UWNSL/Llama3.1-3B-Instruct_Mix-Long Overview
This model is a fine-tuned variant of the Meta Llama-3.2-3B-Instruct architecture, developed by UWNSL. It is a 3.2 billion parameter instruction-following language model, distinguished by its 32768-token context window, which allows for processing significantly longer inputs compared to many base models.
Key Characteristics
- Base Model: Fine-tuned from
meta-llama/Llama-3.2-3B-Instruct. - Parameter Count: 3.2 billion parameters.
- Context Length: Supports an extended context of 32768 tokens.

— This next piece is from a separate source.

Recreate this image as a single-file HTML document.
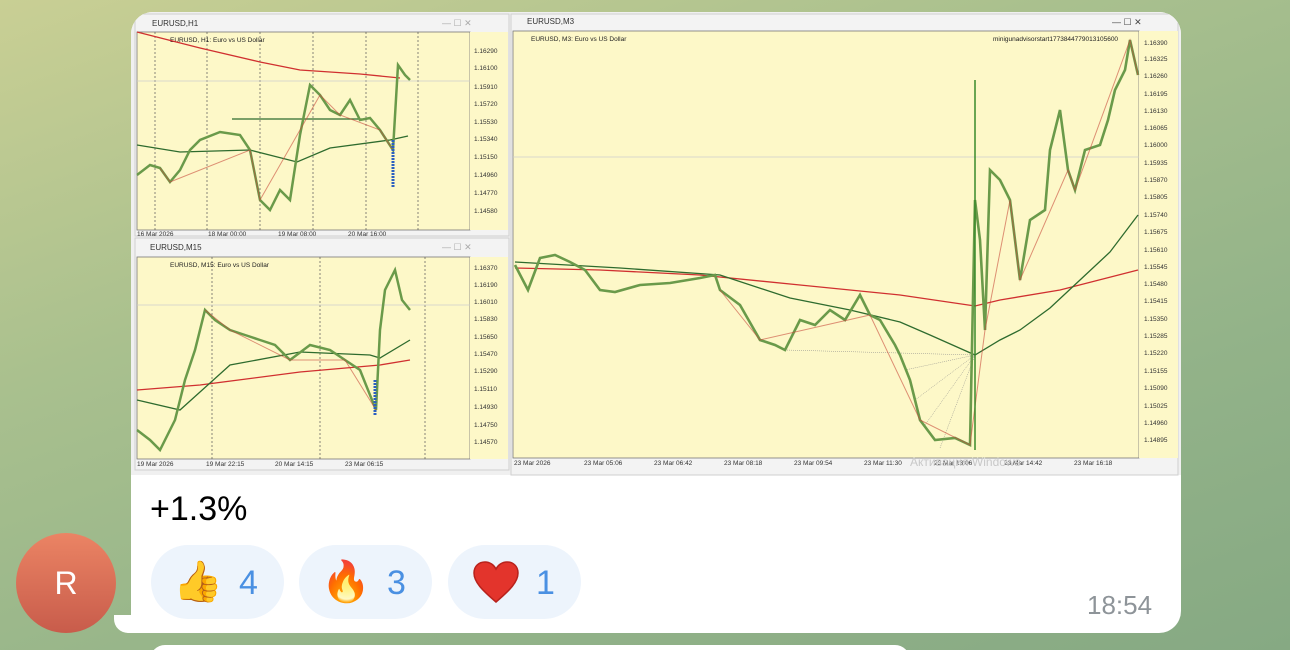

- Training Data: Fine-tuned on the
Mix-Long_long_0.2_short_0.8 dataset. - Training Loss: Achieved a loss of 0.2421 on the evaluation set during training.
Intended Use Cases
Given its instruction-tuned nature and extended context window, this model is well-suited for applications requiring:
- General instruction following: Responding to a wide range of prompts and commands.

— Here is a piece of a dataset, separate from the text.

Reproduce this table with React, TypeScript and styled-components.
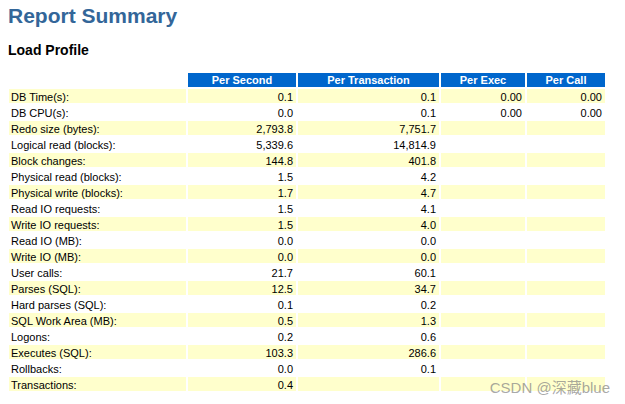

- Long-form text processing: Summarization, analysis, or generation of documents, articles, or code with substantial length.
- Conversational AI: Maintaining context over extended dialogues.
Training Details
The model was trained using a learning rate of 1e-05, a total batch size of 80 (with gradient accumulation), and the AdamW optimizer over 2 epochs. The training utilized Transformers 4.46.1 and Pytorch 2.6.0+cu124.